**MATERIAL**
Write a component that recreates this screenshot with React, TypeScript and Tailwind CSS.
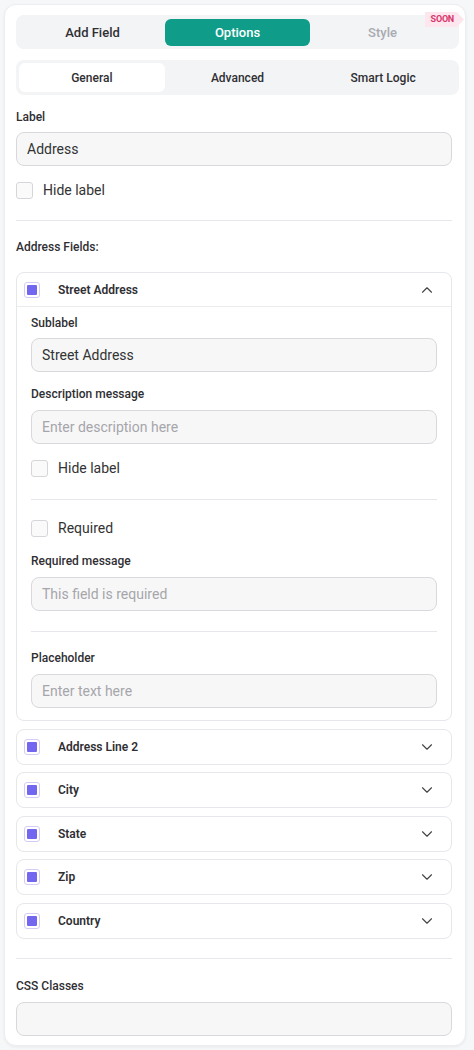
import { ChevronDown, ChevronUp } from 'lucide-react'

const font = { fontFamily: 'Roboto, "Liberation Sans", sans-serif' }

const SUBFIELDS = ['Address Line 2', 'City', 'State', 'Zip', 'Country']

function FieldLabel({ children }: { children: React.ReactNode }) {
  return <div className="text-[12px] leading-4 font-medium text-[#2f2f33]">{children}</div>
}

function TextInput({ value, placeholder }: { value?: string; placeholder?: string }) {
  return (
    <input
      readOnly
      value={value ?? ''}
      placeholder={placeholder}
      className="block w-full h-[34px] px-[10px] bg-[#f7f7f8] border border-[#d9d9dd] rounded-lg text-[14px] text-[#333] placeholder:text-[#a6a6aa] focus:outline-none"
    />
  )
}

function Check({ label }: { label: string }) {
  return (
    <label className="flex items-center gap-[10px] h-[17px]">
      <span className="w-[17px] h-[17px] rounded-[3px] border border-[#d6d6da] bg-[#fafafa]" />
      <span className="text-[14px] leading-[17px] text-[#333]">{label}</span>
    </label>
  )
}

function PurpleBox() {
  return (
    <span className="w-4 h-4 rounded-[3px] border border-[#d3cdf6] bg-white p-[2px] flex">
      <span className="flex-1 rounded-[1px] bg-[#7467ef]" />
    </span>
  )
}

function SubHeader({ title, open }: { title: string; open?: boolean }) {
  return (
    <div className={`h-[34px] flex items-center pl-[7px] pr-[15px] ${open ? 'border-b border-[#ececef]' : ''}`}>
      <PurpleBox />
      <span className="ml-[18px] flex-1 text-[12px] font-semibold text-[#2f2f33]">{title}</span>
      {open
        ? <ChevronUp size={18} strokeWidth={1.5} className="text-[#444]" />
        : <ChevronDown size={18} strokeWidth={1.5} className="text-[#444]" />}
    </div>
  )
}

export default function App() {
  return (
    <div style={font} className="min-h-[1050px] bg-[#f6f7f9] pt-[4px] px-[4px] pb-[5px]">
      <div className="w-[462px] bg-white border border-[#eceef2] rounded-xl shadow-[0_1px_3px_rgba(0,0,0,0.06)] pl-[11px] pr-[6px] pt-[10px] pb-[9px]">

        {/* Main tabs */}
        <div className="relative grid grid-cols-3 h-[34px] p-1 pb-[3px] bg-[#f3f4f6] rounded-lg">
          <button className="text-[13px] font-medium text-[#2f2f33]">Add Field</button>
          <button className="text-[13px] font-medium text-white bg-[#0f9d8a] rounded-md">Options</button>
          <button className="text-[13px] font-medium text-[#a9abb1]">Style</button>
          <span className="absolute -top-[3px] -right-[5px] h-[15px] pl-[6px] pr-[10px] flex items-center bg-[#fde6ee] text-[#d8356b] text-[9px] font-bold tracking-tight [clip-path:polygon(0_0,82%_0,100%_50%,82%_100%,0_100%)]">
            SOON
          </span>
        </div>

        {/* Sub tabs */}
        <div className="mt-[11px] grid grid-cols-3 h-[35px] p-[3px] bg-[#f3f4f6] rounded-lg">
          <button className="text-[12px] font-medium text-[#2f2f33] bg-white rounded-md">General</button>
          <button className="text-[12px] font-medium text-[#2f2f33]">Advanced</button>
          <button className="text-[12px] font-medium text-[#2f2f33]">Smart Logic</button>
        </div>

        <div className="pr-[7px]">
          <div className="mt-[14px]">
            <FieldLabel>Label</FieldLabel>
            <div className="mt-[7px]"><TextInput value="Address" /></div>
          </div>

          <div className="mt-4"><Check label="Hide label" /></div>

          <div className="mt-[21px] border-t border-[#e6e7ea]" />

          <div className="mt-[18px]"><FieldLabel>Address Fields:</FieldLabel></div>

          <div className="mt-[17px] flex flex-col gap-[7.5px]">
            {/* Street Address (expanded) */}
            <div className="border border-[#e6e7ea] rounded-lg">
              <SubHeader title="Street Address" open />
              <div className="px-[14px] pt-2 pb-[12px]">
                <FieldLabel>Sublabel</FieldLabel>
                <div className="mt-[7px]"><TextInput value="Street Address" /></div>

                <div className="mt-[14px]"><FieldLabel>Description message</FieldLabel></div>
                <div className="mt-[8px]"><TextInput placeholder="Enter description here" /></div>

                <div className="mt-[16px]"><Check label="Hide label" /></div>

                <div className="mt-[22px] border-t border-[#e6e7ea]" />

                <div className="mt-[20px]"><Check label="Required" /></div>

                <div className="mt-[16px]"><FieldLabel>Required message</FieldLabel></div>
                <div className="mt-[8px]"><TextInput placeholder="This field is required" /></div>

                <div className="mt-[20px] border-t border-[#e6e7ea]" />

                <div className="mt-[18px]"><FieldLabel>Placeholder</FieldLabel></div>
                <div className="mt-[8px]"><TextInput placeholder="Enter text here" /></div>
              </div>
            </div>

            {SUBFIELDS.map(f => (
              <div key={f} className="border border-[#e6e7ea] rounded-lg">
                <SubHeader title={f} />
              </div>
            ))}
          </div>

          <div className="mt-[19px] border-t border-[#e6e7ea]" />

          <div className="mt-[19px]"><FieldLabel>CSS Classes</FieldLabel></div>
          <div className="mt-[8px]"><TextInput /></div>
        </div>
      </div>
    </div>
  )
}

**REQUEST**
Reproduce the whole listing exactly, but not the images in it.

**WRITTEN SOLUTION**
Write a component that recreates this screenshot with React, TypeScript and Tailwind CSS.
import { ChevronDown, ChevronUp } from 'lucide-react'

const font = { fontFamily: 'Roboto, "Liberation Sans", sans-serif' }

const SUBFIELDS = ['Address Line 2', 'City', 'State', 'Zip', 'Country']

function FieldLabel({ children }: { children: React.ReactNode }) {
  return <div className="text-[12px] leading-4 font-medium text-[#2f2f33]">{children}</div>
}

function TextInput({ value, placeholder }: { value?: string; placeholder?: string }) {
  return (
    <input
      readOnly
      value={value ?? ''}
      placeholder={placeholder}
      className="block w-full h-[34px] px-[10px] bg-[#f7f7f8] border border-[#d9d9dd] rounded-lg text-[14px] text-[#333] placeholder:text-[#a6a6aa] focus:outline-none"
    />
  )
}

function Check({ label }: { label: string }) {
  return (
    <label className="flex items-center gap-[10px] h-[17px]">
      <span className="w-[17px] h-[17px] rounded-[3px] border border-[#d6d6da] bg-[#fafafa]" />
      <span className="text-[14px] leading-[17px] text-[#333]">{label}</span>
    </label>
  )
}

function PurpleBox() {
  return (
    <span className="w-4 h-4 rounded-[3px] border border-[#d3cdf6] bg-white p-[2px] flex">
      <span className="flex-1 rounded-[1px] bg-[#7467ef]" />
    </span>
  )
}

function SubHeader({ title, open }: { title: string; open?: boolean }) {
  return (
    <div className={`h-[34px] flex items-center pl-[7px] pr-[15px] ${open ? 'border-b border-[#ececef]' : ''}`}>
      <PurpleBox />
      <span className="ml-[18px] flex-1 text-[12px] font-semibold text-[#2f2f33]">{title}</span>
      {open
        ? <ChevronUp size={18} strokeWidth={1.5} className="text-[#444]" />
        : <ChevronDown size={18} strokeWidth={1.5} className="text-[#444]" />}
    </div>
  )
}

export default function App() {
  return (
    <div style={font} className="min-h-[1050px] bg-[#f6f7f9] pt-[4px] px-[4px] pb-[5px]">
      <div className="w-[462px] bg-white border border-[#eceef2] rounded-xl shadow-[0_1px_3px_rgba(0,0,0,0.06)] pl-[11px] pr-[6px] pt-[10px] pb-[9px]">

        {/* Main tabs */}
        <div className="relative grid grid-cols-3 h-[34px] p-1 pb-[3px] bg-[#f3f4f6] rounded-lg">
          <button className="text-[13px] font-medium text-[#2f2f33]">Add Field</button>
          <button className="text-[13px] font-medium text-white bg-[#0f9d8a] rounded-md">Options</button>
          <button className="text-[13px] font-medium text-[#a9abb1]">Style</button>
          <span className="absolute -top-[3px] -right-[5px] h-[15px] pl-[6px] pr-[10px] flex items-center bg-[#fde6ee] text-[#d8356b] text-[9px] font-bold tracking-tight [clip-path:polygon(0_0,82%_0,100%_50%,82%_100%,0_100%)]">
            SOON
          </span>
        </div>

        {/* Sub tabs */}
        <div className="mt-[11px] grid grid-cols-3 h-[35px] p-[3px] bg-[#f3f4f6] rounded-lg">
          <button className="text-[12px] font-medium text-[#2f2f33] bg-white rounded-md">General</button>
          <button className="text-[12px] font-medium text-[#2f2f33]">Advanced</button>
          <button className="text-[12px] font-medium text-[#2f2f33]">Smart Logic</button>
        </div>

        <div className="pr-[7px]">
          <div className="mt-[14px]">
            <FieldLabel>Label</FieldLabel>
            <div className="mt-[7px]"><TextInput value="Address" /></div>
          </div>

          <div className="mt-4"><Check label="Hide label" /></div>

          <div className="mt-[21px] border-t border-[#e6e7ea]" />

          <div className="mt-[18px]"><FieldLabel>Address Fields:</FieldLabel></div>

          <div className="mt-[17px] flex flex-col gap-[7.5px]">
            {/* Street Address (expanded) */}
            <div className="border border-[#e6e7ea] rounded-lg">
              <SubHeader title="Street Address" open />
              <div className="px-[14px] pt-2 pb-[12px]">
                <FieldLabel>Sublabel</FieldLabel>
                <div className="mt-[7px]"><TextInput value="Street Address" /></div>

                <div className="mt-[14px]"><FieldLabel>Description message</FieldLabel></div>
                <div className="mt-[8px]"><TextInput placeholder="Enter description here" /></div>

                <div className="mt-[16px]"><Check label="Hide label" /></div>

                <div className="mt-[22px] border-t border-[#e6e7ea]" />

                <div className="mt-[20px]"><Check label="Required" /></div>

                <div className="mt-[16px]"><FieldLabel>Required message</FieldLabel></div>
                <div className="mt-[8px]"><TextInput placeholder="This field is required" /></div>

                <div className="mt-[20px] border-t border-[#e6e7ea]" />

                <div className="mt-[18px]"><FieldLabel>Placeholder</FieldLabel></div>
                <div className="mt-[8px]"><TextInput placeholder="Enter text here" /></div>
              </div>
            </div>

            {SUBFIELDS.map(f => (
              <div key={f} className="border border-[#e6e7ea] rounded-lg">
                <SubHeader title={f} />
              </div>
            ))}
          </div>

          <div className="mt-[19px] border-t border-[#e6e7ea]" />

          <div className="mt-[19px]"><FieldLabel>CSS Classes</FieldLabel></div>
          <div className="mt-[8px]"><TextInput /></div>
        </div>
      </div>
    </div>
  )
}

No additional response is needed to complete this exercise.